Постепенно в их чертах замечаю сходство. У них одинаковая форма глаз, носа, тонких губ. Одинаково вздернутые носы. Лица в форме сердечка, высокие скулы, заостренные подбородки. И цвет глаз.
– Ты должна понять, – говорит Ингрид, и голос у нее вибрирует, словно деревянный маракас. – Я сделала все, что могла. Перепробовала все. Абсолютно все! – Женевьева по-прежнему ходит туда-сюда. Я мог бы броситься на нее, повалить на пол, как-то нейтрализовать, но понятия не имею, куда она нанесет удар. В легкие, в почки, в низ живота? – Тогда все было по-другому, – продолжает Ингрид. – В наши дни всем детям сразу ставят какой-нибудь диагноз. Аутизм, синдром Аспергера, СДВГ. Но тогда ничего подобного не было. Тогда считалось, что у детей с отклонениями просто дурной характер. Ты, Женевьева, была плохой девочкой. В наши дни я отвела бы тебя к психиатру, тебе бы поставили какой-нибудь диагноз и выписали таблетки. Но тогда, больше двадцати лет назад, все было совершенно иначе… Тогда о тебе много говорили, Женевьева. О том, что ты делала, и о том, чего не делала. Что ты вытворяла с детьми в школе. О тебе перешептывались. «Подумать только, ей всего пять лет», – говорили соседи, представляя, что ты натворишь, когда вырастешь, ожесточишься, станешь хитрее и расчетливее. Страшно было представить, что ты способна будешь натворить. И я боялась это представить… А знаешь, как реагировали остальные – учителя, соседи, – когда ты выкидывала очередной номер? Они презирали меня, – говорит Ингрид, и из ее глаза выкатывается одинокая слеза и течет по лицу. Она нависает на дрожащем подбородке, цепляясь из последних сил. Я стараюсь увидеть на лице Ингрид раскаяние, но не понимаю смысла ею сказанного. Выходит, она нисколько не удивилась из-за того, что перед ней, в этой комнате стоит живая Женевьева. Она все время знала, что ее дочь жива. Она не везла из отпуска в багажнике машины тело мертвой дочери. Она позволила соседям похоронить пустой гроб, внушила им, что Женевьева умерла. Она выслушивала слова соболезнования…
А на самом деле она просто отказалась от Женевьевы.
Что она за мать?
«Быть матерью нелегко», – говорила она мне.
– Я с тобой не справлялась, – признается Ингрид, – еще до рождения Эстер. Женевьева, мы с тобой обе знаем, как ты относилась к Эстер. Я видела, что ты с ней делала… Она была совсем крошкой.
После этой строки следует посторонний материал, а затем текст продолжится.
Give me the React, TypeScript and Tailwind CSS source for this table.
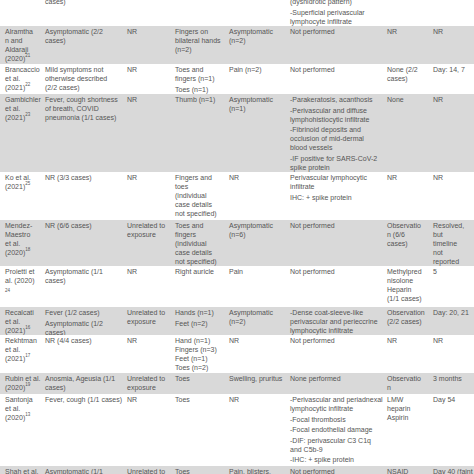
import React from "react";

type Line = React.ReactNode;
type Para = Line[];
type Cell = Para[];

const W = ["w-[40px]", "w-[82px]", "w-[48px]", "w-[54px]", "w-[61px]", "w-[97px]", "w-[46px]", "w-[46px]"];

function Sup({ n }: { n: string }) {
  return <sup className="text-[4.5px] relative top-[-1px] align-super leading-none">{n}</sup>;
}

function Ref({ year, n }: { year: string; n: string }) {
  return (
    <>
      {year}
      <Sup n={n} />
    </>
  );
}

type RowDef = { h: string; grey: boolean; cells: Cell[]; shift?: boolean };

const rows: RowDef[] = [
  {
    h: "h-[26px]",
    grey: false,
    shift: true,
    cells: [
      [],
      [["cases)"]],
      [],
      [],
      [],
      [["(dyshidrotic pattern)"], ["-Superficial perivascular", "lymphocyte infiltrate"]],
      [],
      [],
    ],
  },
  {
    h: "h-[38px]",
    grey: true,
    cells: [
      [["Alramtha", "n and", "Aldaraji", <Ref year="(2020)" n="21" />]],
      [["Asymptomatic (2/2", "cases)"]],
      [["NR"]],
      [["Fingers on", "bilateral hands", "(n=2)"]],
      [["Asymptomatic", "(n=2)"]],
      [["Not performed"]],
      [["NR"]],
      [["NR"]],
    ],
  },
  {
    h: "h-[30px]",
    grey: false,
    cells: [
      [["Brancaccio", "et al.", <Ref year="(2021)" n="22" />]],
      [["Mild symptoms not", "otherwise described", "(2/2 cases)"]],
      [["NR"]],
      [["Toes and", "fingers (n=1)"], ["Toes (n=1)"]],
      [["Pain (n=2)"]],
      [["Not performed"]],
      [["None (2/2", "cases)"]],
      [["Day: 14, 7"]],
    ],
  },
  {
    h: "h-[78px]",
    grey: true,
    cells: [
      [["Gambichler", "et al.", <Ref year="(2021)" n="23" />]],
      [["Fever, cough shortness", "of breath, COVID", "pneumonia (1/1 cases)"]],
      [["NR"]],
      [["Thumb (n=1)"]],
      [["Asymptomatic", "(n=1)"]],
      [
        ["-Parakeratosis, acanthosis"],
        ["-Perivascular and diffuse", "lymphohistiocytic infiltrate"],
        ["-Fibrinoid deposits and", "occlusion of mid-dermal", "blood vessels"],
        ["-IF positive for SARS-CoV-2", "spike protein"],
      ],
      [["None"]],
      [["NR"]],
    ],
  },
  {
    h: "h-[48px]",
    grey: false,
    cells: [
      [["Ko et al.", <Ref year="(2021)" n="25" />]],
      [["NR (3/3 cases)"]],
      [["NR"]],
      [["Fingers and", "toes", "(individual", "case details", "not specified)"]],
      [["NR"]],
      [["Perivascular lymphocytic", "infiltrate"], ["IHC: + spike protein"]],
      [["NR"]],
      [["NR"]],
    ],
  },
  {
    h: "h-[46px]",
    grey: true,
    cells: [
      [["Mendez-", "Maestro", "et al.", <Ref year="(2020)" n="18" />]],
      [["NR (6/6 cases)"]],
      [["Unrelated to", "exposure"]],
      [["Toes and", "fingers", "(individual", "case details", "not specified)"]],
      [["Asymptomatic", "(n=6)"]],
      [["Not performed"]],
      [["Observatio", "n (6/6", "cases)"]],
      [["Resolved,", "but", "timeline", "not", "reported"]],
    ],
  },
  {
    h: "h-[41px]",
    grey: false,
    cells: [
      [["Proietti et", "al. (2020)", <span className="text-[4.5px] leading-none">24</span>]],
      [["Asymptomatic (1/1", "cases)"]],
      [["NR"]],
      [["Right auricle"]],
      [["Pain"]],
      [["Not performed"]],
      [["Methylpred", "nisolone", "Heparin", "(1/1 cases)"]],
      [["5"]],
    ],
  },
  {
    h: "h-[28px]",
    grey: true,
    cells: [
      [["Recalcati", "et al.", <Ref year="(2021)" n="16" />]],
      [["Fever (1/2 cases)"], ["Asymptomatic (1/2", "cases)"]],
      [["Unrelated to", "exposure"]],
      [["Hands (n=1)"], ["Feet (n=2)"]],
      [["Asymptomatic", "(n=2)"]],
      [["-Dense coat-sleeve-like", "perivascular and perieccrine", "lymphocytic infiltrate"]],
      [["Observation", "(2/2 cases)"]],
      [["Day: 20, 21"]],
    ],
  },
  {
    h: "h-[38px]",
    grey: false,
    cells: [
      [["Rekhtman", "et al.", <Ref year="(2021)" n="17" />]],
      [["NR (4/4 cases)"]],
      [["NR"]],
      [["Hand (n=1)", "Fingers (n=3)", "Feet (n=1)", "Toes (n=2)"]],
      [["NR"]],
      [["Not performed"]],
      [["NR"]],
      [["NR"]],
    ],
  },
  {
    h: "h-[21px]",
    grey: true,
    cells: [
      [["Rubin et al.", <Ref year="(2020)" n="19" />]],
      [["Anosmia, Ageusia (1/1", "cases)"]],
      [["Unrelated to", "exposure"]],
      [["Toes"]],
      [["Swelling, pruritus"]],
      [["None performed"]],
      [["Observatio", "n"]],
      [["3 months"]],
    ],
  },
  {
    h: "h-[72px]",
    grey: false,
    cells: [
      [["Santonja", "et al.", <Ref year="(2020)" n="13" />]],
      [["Fever, cough (1/1 cases)"]],
      [["NR"]],
      [["Toes"]],
      [["NR"]],
      [
        ["-Perivascular and periadnexal", "lymphocytic infiltrate"],
        ["-Focal thrombosis"],
        ["-Focal endothelial damage"],
        ["-DIF: perivascular C3 C1q", "and C5b-9"],
        ["-IHC: + spike protein"],
      ],
      [["LMW", "heparin", "Aspirin"]],
      [["Day 54"]],
    ],
  },
  {
    h: "h-[30px]",
    grey: true,
    cells: [
      [["Shah et al."]],
      [["Asymptomatic (1/1"]],
      [["Unrelated to"]],
      [["Toes"]],
      [["Pain, blisters,"]],
      [["Not performed"]],
      [["NSAID"]],
      [["Day 40 (faint"]],
    ],
  },
];

export default function App() {
  return (
    <div
      className="w-[474px] h-[474px] overflow-hidden bg-white text-[#555555] text-[7px] leading-[9px]"
      style={{ fontFamily: '"Liberation Sans", Arial, sans-serif' }}
    >
      {rows.map((r, ri) => (
        <div key={ri} className={`flex shrink-0 overflow-hidden ${r.h} ${r.grey ? "bg-[#d9d9d9]" : "bg-white"}`}>
          {r.cells.map((c, ci) => (
            <div key={ci} className={`${W[ci]} shrink-0 pl-[5px] pt-[1px]`}>
              <div className={r.shift ? "mt-[-4px]" : ""}>
                {c.map((p, pi) => (
                  <div key={pi} className={pi > 0 ? "mt-[1.5px]" : ""}>
                    {p.map((l, li) => (
                      <div key={li} className="whitespace-nowrap">
                        {l}
                      </div>
                    ))}
                  </div>
                ))}
              </div>
            </div>
          ))}
        </div>
      ))}
    </div>
  );
}
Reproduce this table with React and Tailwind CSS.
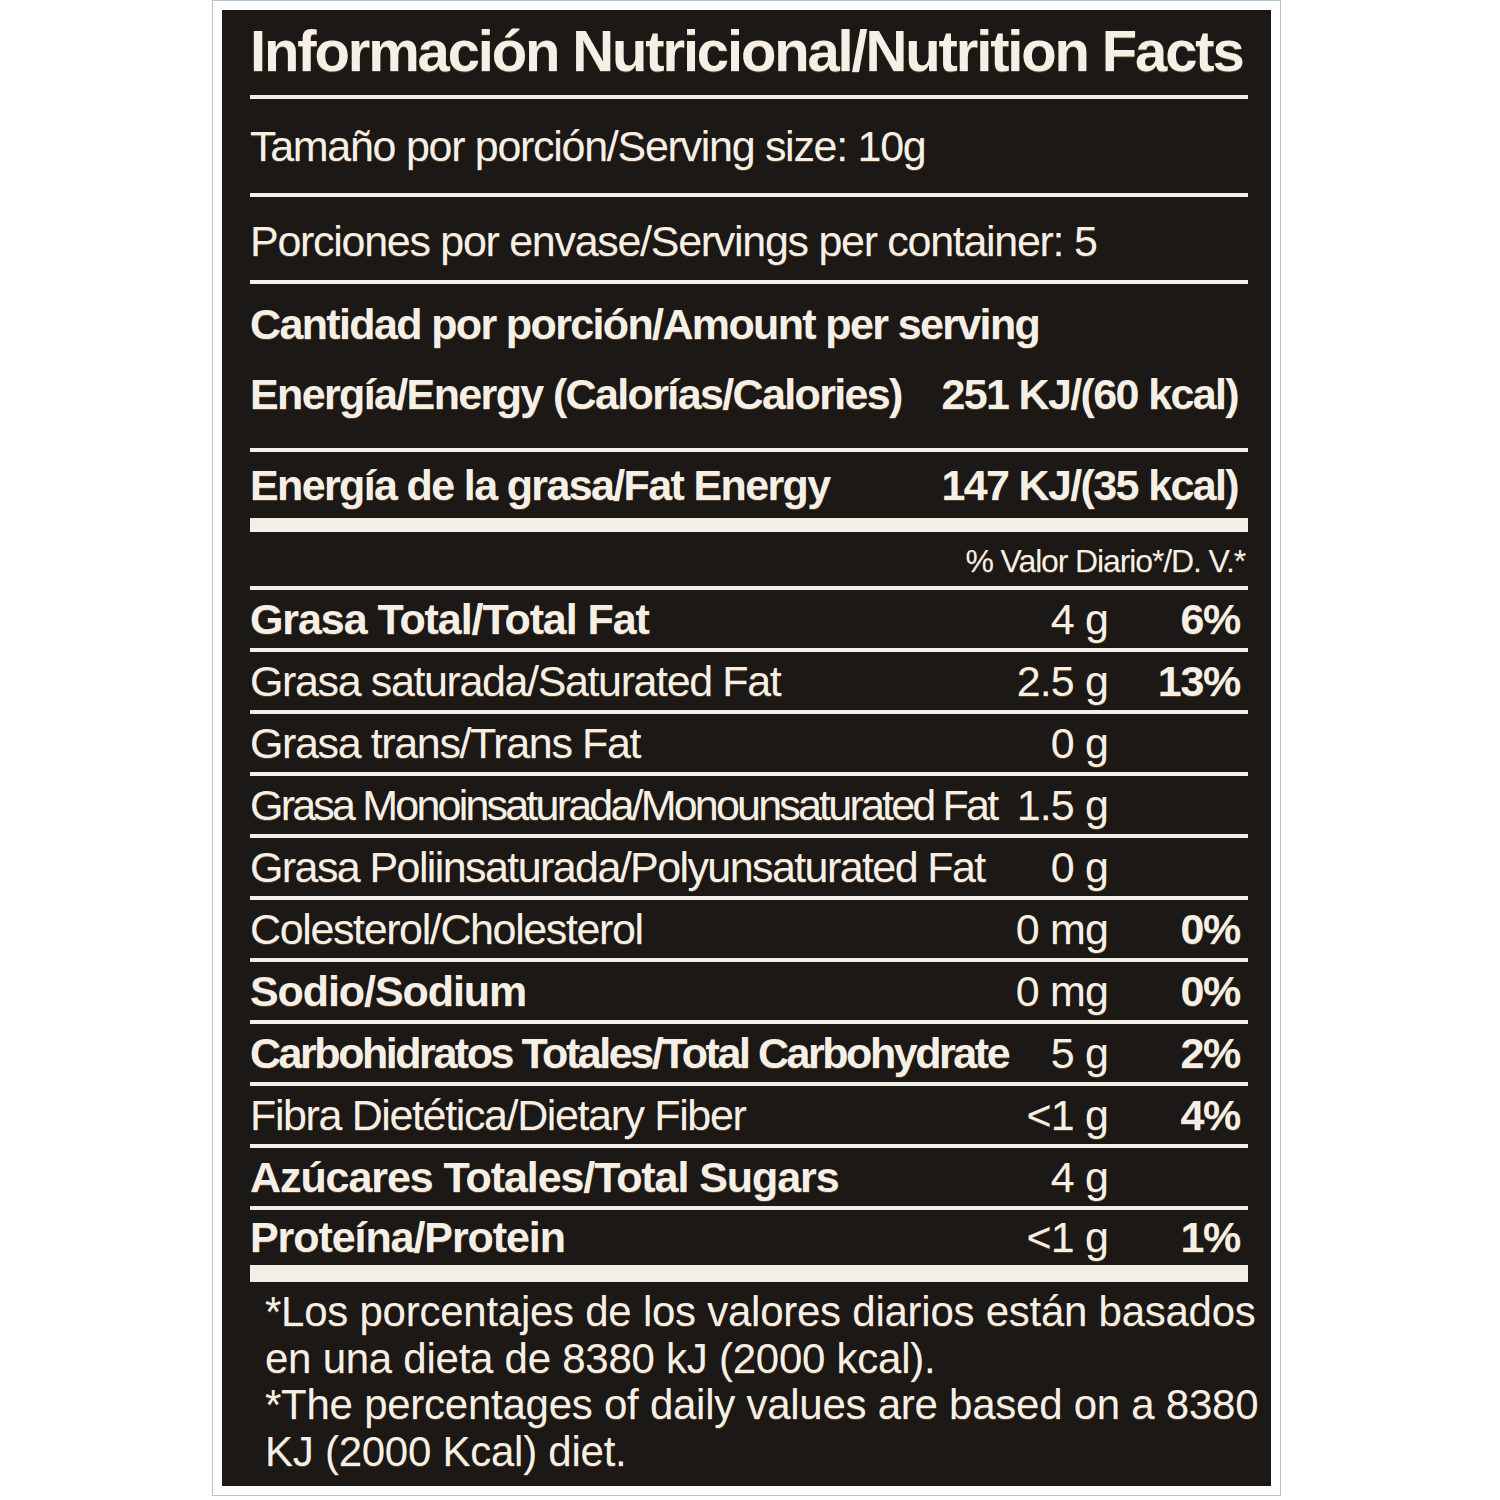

Как ты могла так с ней поступать? – жалобно спрашивает она, и ее голос постепенно замирает, как будто его уносит ветер. Она молчит, и ненадолго в комнате становится тихо.
Потом Ингрид продолжает; она говорит резко, отрывисто, как будто печатает на машинке. Печатает рассказ для меня. Женевьева была для матери не просто головной болью и наказанием, а скорее проклятием. В ней с самого рождения засело зло, в ней было безумие, на нее накатывали приступы ярости. Так говорит Ингрид.
– Помнишь, что ты делала с Эстер? – спрашивает она. – Конечно, помнишь! Ты должна помнить!